CContact Compass Editorial
2026-06-14
10 min read

Learn a practical step-by-step process to verify a business online using public records, contact signals, and independent sources before outreach.

If you need to confirm whether a company is real, active, and worth your time, you do not always need to call them first. A careful digital review can often tell you whether a business has a credible identity, a traceable footprint, and contact details that deserve a place on your shortlist. This guide explains how to verify a business online without calling, using a practical sequence of checks that works for vendor research, procurement screening, partnership reviews, and general due diligence.

Overview

The goal of company verification online is not to prove perfection.
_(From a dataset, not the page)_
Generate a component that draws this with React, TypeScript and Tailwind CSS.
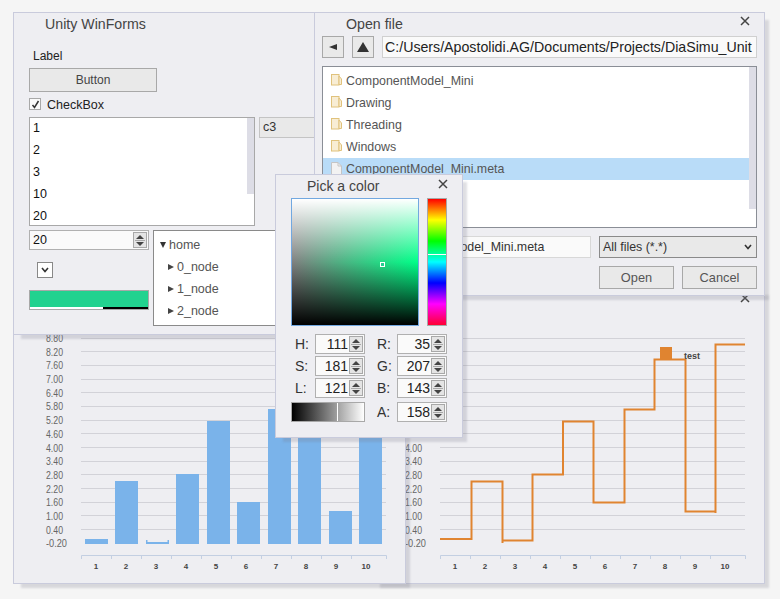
import type { ReactNode } from "react";

const ticks = [8.8, 8.2, 7.6, 7.0, 6.4, 5.8, 5.2, 4.6, 4.0, 3.4, 2.8, 2.2, 1.6, 1.0, 0.4, -0.2];
const barTops = [538, 480, 541, 473, 420, 501, 408, 358, 510, 345];
const barLefts = [72, 102, 133, 163, 194, 224, 255, 285, 316, 346];
const windowShadow = "shadow-[6px_6px_2px_-2px_rgba(120,120,140,0.24)]";

function CloseIcon({ className }: { className: string }) {
  return (
    <svg className={className} width="10" height="10" viewBox="0 0 10 10">
      <path d="M1 1 L9 9 M9 1 L1 9" stroke="#444" strokeWidth="1.5" fill="none" />
    </svg>
  );
}

function ChartFrame({ children, firstLabel }: { children: ReactNode; firstLabel: number }) {
  // coordinates are relative to the window corner, the top is at y=287 on the page
  return (
    <svg width="392" height="296" viewBox="1 1 392 296" className="block">
      {ticks.map((t, i) => {
        const y = 51 + i * 13.69;
        return (
          <g key={t}>
            {i < 15 && <line x1="68" x2="373" y1={Math.floor(y) + 0.5} y2={Math.floor(y) + 0.5} stroke="#d2d2d8" strokeWidth="1" />}
            {i >= firstLabel && (
              <text x="33" y={y + 4} fontSize="10" fill="#666" textLength={t < 0 ? 21 : 17} lengthAdjust="spacingAndGlyphs">
                {t.toFixed(2)}
              </text>
            )}
          </g>
        );
      })}
      <path
        d="M68.5 272 V268.5 H373.5 V272 M98.5 268.5 V272 M128.5 268.5 V272 M158.5 268.5 V272 M188.5 268.5 V272 M218.5 268.5 V272 M248.5 268.5 V272 M278.5 268.5 V272 M308.5 268.5 V272 M338.5 268.5 V272"
        stroke="#c3cfe2"
        fill="none"
      />
      {Array.from({ length: 10 }, (_, i) => (
        <text key={i} x={83 + i * 30} y="282" fontSize="8" fontWeight="bold" fill="#444" textAnchor="middle">
          {i + 1}
        </text>
      ))}
      {children}
    </svg>
  );
}

function ChartWindow({ className, firstLabel, children }: { className: string; firstLabel: number; children: ReactNode }) {
  return (
    <div className={`absolute top-[287px] w-[393px] h-[297px] bg-[#eeeef2] border border-[#c9cbdc] ${windowShadow} ${className}`}>
      <ChartFrame firstLabel={firstLabel}>{children}</ChartFrame>
      <CloseIcon className="absolute right-[14px] top-[5px]" />
    </div>
  );
}

function Spin() {
  return (
    <div className="w-[14px] h-[16px] border border-[#a8a8a8] bg-[#e4e4e4] flex flex-col items-center justify-around py-[1px]">
      <div className="w-0 h-0 border-x-[4px] border-x-transparent border-b-[4px] border-b-[#444]" />
      <div className="w-[10px] h-px bg-[#a8a8a8]" />
      <div className="w-0 h-0 border-x-[4px] border-x-transparent border-t-[4px] border-t-[#444]" />
    </div>
  );
}

function NumberField({ value, className }: { value: number; className: string }) {
  return (
    <div className={`h-[20px] border border-[#b0b0b0] bg-[#fafafa] flex items-center justify-end gap-[1px] pr-[1px] text-[14px] text-[#222] ${className}`}>
      <span className="leading-none">{value}</span>
      <Spin />
    </div>
  );
}

function PickerRow({ left, h, right, r }: { left: string; h: number; right: string; r: number }) {
  return (
    <div className="flex items-center h-[20px] mb-[2px]">
      <span className="w-[24px] pl-[4px] text-[14px] text-[#333]">{left}</span>
      <NumberField value={h} className="w-[50px]" />
      <span className="w-[32px] pl-[12px] text-[14px] text-[#333]">{right}</span>
      <NumberField value={r} className="w-[50px]" />
    </div>
  );
}

function Folder() {
  return (
    <svg width="11" height="12" viewBox="0 0 11 12" className="shrink-0 -translate-y-px">
      <rect x="0.5" y="0.5" width="7.5" height="10.5" fill="#f8edd4" stroke="#e0c27c" />
      <path d="M8 2 L10.5 5 V10.5 H8 Z" fill="#f8edd4" stroke="#e0c27c" />
    </svg>
  );
}

function FileIcon() {
  return (
    <svg width="11" height="14" viewBox="0 0 11 14" className="shrink-0">
      <path d="M0.5 0.5 H7 L10.5 4 V13.5 H0.5 Z" fill="#f2f2f2" stroke="#c4c4c4" />
      <path d="M7 0.5 V4 H10.5" fill="none" stroke="#c4c4c4" />
    </svg>
  );
}

function TreeRow({ label, open, indent }: { label: string; open?: boolean; indent: string }) {
  return (
    <div className={`h-[22px] flex items-center gap-[3px] text-[12.5px] text-[#555] ${indent}`}>
      {open ? (
        <div className="w-0 h-0 border-x-[3px] border-x-transparent border-t-[6px] border-t-[#333]" />
      ) : (
        <div className="w-0 h-0 border-y-[3px] border-y-transparent border-l-[6px] border-l-[#444]" />
      )}
      <span>{label}</span>
    </div>
  );
}

export default function App() {
  return (
    <div className="relative w-[780px] h-[599px] overflow-hidden bg-[#f5f5f5] font-['Liberation_Sans',Arial,sans-serif]">
      {/* right chart */}
      <ChartWindow className="left-[372px]" firstLabel={8}>
        <path
          d="M68 252 H99.5 V194.5 H130.5 V256 M130.5 253.5 H160.5 V187.5 H191 V134.5 H221.5 V215.5 H252.5 V122.5 H282.5 V72.5 H313.5 V224.5 H343.5 V226 M343.5 224.5 V57.5 H373"
          stroke="#e08430"
          strokeWidth="2"
          fill="none"
        />
        <rect x="288" y="60" width="12" height="12" fill="#e08430" />
        <text x="312" y="72" fontSize="9" fontWeight="bold" fill="#444">
          test
        </text>
      </ChartWindow>

      {/* left chart */}
      <ChartWindow className="left-[13px]" firstLabel={0}>
        {barLefts.map((x, i) =>
          i === 2 ? (
            <path key={x} d="M133 253 V257 H156 V253 H154.5 V255 H134.5 V253 Z" fill="#7ab3ea" />
          ) : (
            <rect key={x} x={x} y={barTops[i] - 286} width="23" height={543 - barTops[i]} fill="#7ab3ea" />
          ),
        )}
      </ChartWindow>

      {/* controls window */}
      <div className={`absolute left-[13px] top-[12px] w-[330px] h-[323px] bg-[#eeeef2] border border-[#c9cbdc] ${windowShadow} pl-[15px] text-[#333]`}>
        <div className="h-[23px] pl-[16px] pt-[3px] text-[14.2px] text-[#444] leading-[17px]">Unity WinForms</div>
        <div className="h-[32px] pl-[4px] pt-[13px] text-[12px] leading-[15px] text-[#222]">Label</div>
        <button className="block w-[128px] h-[24px] bg-[#e9e9e9] border border-[#a8a8a8] text-[12px] text-[#444]">Button</button>
        <div className="flex items-center h-[12px] mt-[6px] gap-[6px]">
          <div className="w-[12px] h-[12px] border border-[#a8a8a8] bg-[#fafafa] flex items-center justify-center">
            <svg width="9" height="9" viewBox="0 0 9 9">
              <path d="M1.5 5 L3.5 7.5 L7.5 1" stroke="#333" strokeWidth="1.5" fill="none" />
            </svg>
          </div>
          <span className="text-[12.5px] leading-[14px] translate-y-px text-[#222]">CheckBox</span>
        </div>
        <div className="flex gap-[4px] mt-[7px]">
          <div className="relative w-[226px] h-[109px] bg-white border border-[#a8a8a8] pl-[3px] text-[12.5px] text-[#111]">
            {["1", "2", "3", "10", "20"].map((n) => (
              <div key={n} className="h-[22px] leading-[20px]">
                {n}
              </div>
            ))}
            <div className="absolute right-0 top-0 w-[7px] h-[76px] bg-[#dddde6]" />
          </div>
          <div className="w-[80px] h-[21px] bg-[#e9e9e9] border border-[#c4c4c4] pl-[3px] text-[12.5px] text-[#333] leading-[19px]">c3</div>
        </div>
        <div className="flex gap-[4px] mt-[4px]">
          <div className="w-[120px]">
            <div className="flex items-center h-[20px] border border-[#b0b0b0] bg-[#fafafa] pl-[3px] pr-[1px] text-[12.5px] text-[#111] justify-between">
              <span>20</span>
              <Spin />
            </div>
            <div className="ml-[8px] mt-[12px] w-[16px] h-[16px] border border-[#888] bg-white flex items-center justify-center">
              <svg width="8" height="6" viewBox="0 0 8 6">
                <path d="M1 1 L4 4.5 L7 1" stroke="#333" strokeWidth="1.6" fill="none" />
              </svg>
            </div>
            <div className="mt-[12px] h-[20px] border border-[#a8a8a8] bg-white flex flex-col">
              <div className="h-[16px] bg-[#22d28f]" />
              <div className="h-[2px] flex">
                <div className="w-[73px] bg-white" />
                <div className="flex-1 bg-black" />
              </div>
            </div>
          </div>
          <div className="w-[150px] h-[96px] bg-white border border-[#8a8a8a] pt-[3px]">
            <TreeRow label="home" open indent="pl-[6px]" />
            <TreeRow label="0_node" indent="pl-[14px]" />
            <TreeRow label="1_node" indent="pl-[14px]" />
            <TreeRow label="2_node" indent="pl-[14px]" />
          </div>
        </div>
      </div>

      {/* open file dialog */}
      <div className={`absolute left-[314px] top-[12px] w-[451px] h-[284px] bg-[#eeeef2] border border-[#c9cbdc] ${windowShadow} pl-[7px] pr-[7px] text-[#444]`}>
        <div className="h-[23px] pl-[24px] pt-[3px] text-[14.2px] leading-[17px]">Open file</div>
        <CloseIcon className="absolute right-[14px] top-[3px]" />
        <div className="flex h-[22px] gap-[8px]">
          <div className="w-[22px] h-[22px] bg-[#e9e9e9] border border-[#a8a8a8] flex items-center justify-center">
            <div className="w-0 h-0 border-y-[3px] border-y-transparent border-r-[8px] border-r-[#333]" />
          </div>
          <div className="w-[22px] h-[22px] bg-[#e9e9e9] border border-[#a8a8a8] flex items-center justify-center">
            <div className="w-0 h-0 border-x-[6px] border-x-transparent border-b-[10px] border-b-[#333]" />
          </div>
          <div className="flex-1 min-w-0 bg-[#fafafa] border border-[#d0d0d0] pl-[2px] text-[14.2px] leading-[20px] text-[#222] overflow-hidden whitespace-nowrap">
            C:/Users/Apostolidi.AG/Documents/Projects/DiaSimu_Unit
          </div>
        </div>
        <div className="relative mt-[8px] h-[162px] bg-white border border-[#8a8e96] pt-[3px] text-[12.4px] text-[#555]">
          {["ComponentModel_Mini", "Drawing", "Threading", "Windows"].map((name) => (
            <div key={name} className="h-[22px] flex items-center pl-[8px] gap-[4px]">
              <Folder />
              <span>{name}</span>
            </div>
          ))}
          <div className="h-[22px] flex items-center pl-[8px] gap-[4px] bg-[#b9dcf8] mr-[7px]">
            <FileIcon />
            <span>ComponentModel_Mini.meta</span>
          </div>
          <div className="absolute right-0 top-0 w-[7px] h-[142px] bg-[#dddde6]" />
        </div>
        <div className="flex gap-[8px] mt-[8px] h-[22px]">
          <div className="flex-1 ml-[60px] bg-[#fafafa] border border-[#d8d8d8] text-[12.4px] leading-[20px] pl-[3px] text-[#333] whitespace-nowrap overflow-hidden">
            ComponentModel_Mini.meta
          </div>
          <div className="w-[158px] bg-[#e9e9e9] border border-[#8a8a8a] pl-[3px] pr-[4px] flex items-center justify-between text-[12.4px] text-[#333]">
            <span>All files (*.*)</span>
            <svg width="8" height="6" viewBox="0 0 8 6">
              <path d="M1 1 L4 4.5 L7 1" stroke="#333" strokeWidth="1.6" fill="none" />
            </svg>
          </div>
        </div>
        <div className="flex justify-end gap-[8px] mt-[8px]">
          <button className="w-[75px] h-[23px] bg-[#e9e9e9] border border-[#a8a8a8] text-[12.8px] text-[#555]">Open</button>
          <button className="w-[75px] h-[23px] bg-[#e9e9e9] border border-[#a8a8a8] text-[12.8px] text-[#555]">Cancel</button>
        </div>
      </div>

      {/* color picker */}
      <div className={`absolute left-[275px] top-[174px] w-[188px] h-[264px] bg-[#eeeef2] border border-[#c9cbdc] ${windowShadow} pl-[15px] text-[#444]`}>
        <div className="h-[23px] pl-[16px] pt-[3px] text-[14px] leading-[17px]">Pick a color</div>
        <CloseIcon className="absolute right-[14px] top-[4px]" />
        <div className="flex gap-[8px] h-[128px]">
          <div className="relative w-[128px] h-[128px] border border-[#72a8e0] bg-[linear-gradient(to_bottom,#ffffff,rgba(255,255,255,0)_50%,rgba(0,0,0,0)_50%,#000000),linear-gradient(to_right,#808080,#00ff88)]">
            <div className="absolute left-[88px] top-[63px] w-[5px] h-[5px] border border-white bg-[#23cf8f]" />
          </div>
          <div className="relative w-[20px] h-[128px] border border-[#a8a8a8] bg-[linear-gradient(to_bottom,#ff0000,#ffff00,#00ff00,#00ffff,#0000ff,#ff00ff,#ff0033)]">
            <div className="absolute left-0 right-0 top-[55px] h-px bg-white" />
          </div>
        </div>
        <div className="mt-[8px]">
          <PickerRow left="H:" h={111} right="R:" r={35} />
          <PickerRow left="S:" h={181} right="G:" r={207} />
          <PickerRow left="L:" h={121} right="B:" r={143} />
        </div>
        <div className="flex items-center h-[20px] mt-[4px]">
          <div className="relative w-[74px] h-[20px] border border-[#a8a8a8] bg-[linear-gradient(to_right,#000000,#ffffff)]">
            <div className="absolute top-0 bottom-0 left-[45px] w-px bg-white" />
          </div>
          <span className="w-[32px] pl-[12px] text-[14px] text-[#333]">A:</span>
          <NumberField value={158} className="w-[50px]" />
        </div>
      </div>
    </div>
  );
}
It is to reduce uncertainty before you engage. For most researchers, the immediate question is simple: does this business appear legitimate enough to continue evaluating, or should it be removed from the list?

A good verification process looks for consistency across independent signals. One data point rarely tells the full story. A polished website can hide thin operations. A directory listing can be outdated. A social profile can be active while the legal entity behind it is inactive. What matters is whether multiple sources support the same basic identity: company name, website domain, location, leadership, service offering, and working contact channels.

This is especially important when you are reviewing a business directory, vendor directory, or niche marketplace directory. Many listings are useful, but not all are current. If you rely on one source alone, you risk wasting time on fake, abandoned, or misrepresented businesses. A stronger approach is to verify the company through a chain of checks that includes its own website, public business records, third-party listings, digital contact signals, and reputation evidence.

Think of the process as a confidence score rather than a yes-or-no judgment. Some businesses will have a rich digital footprint. Others, especially smaller firms or specialized suppliers, may have fewer public signals but still be legitimate. Your job is to determine whether the available evidence is coherent, recent, and independently supported.

Before you begin, write down the exact entity you are trying to confirm. Use the formal business name if possible, plus the website domain and country or state. This prevents a common mistake: mixing two companies with similar names and assuming they are the same organization.

Core framework

Use the following framework when you want to verify a business online without calling. It is designed to be fast enough for early-stage screening and strong enough for shortlist decisions.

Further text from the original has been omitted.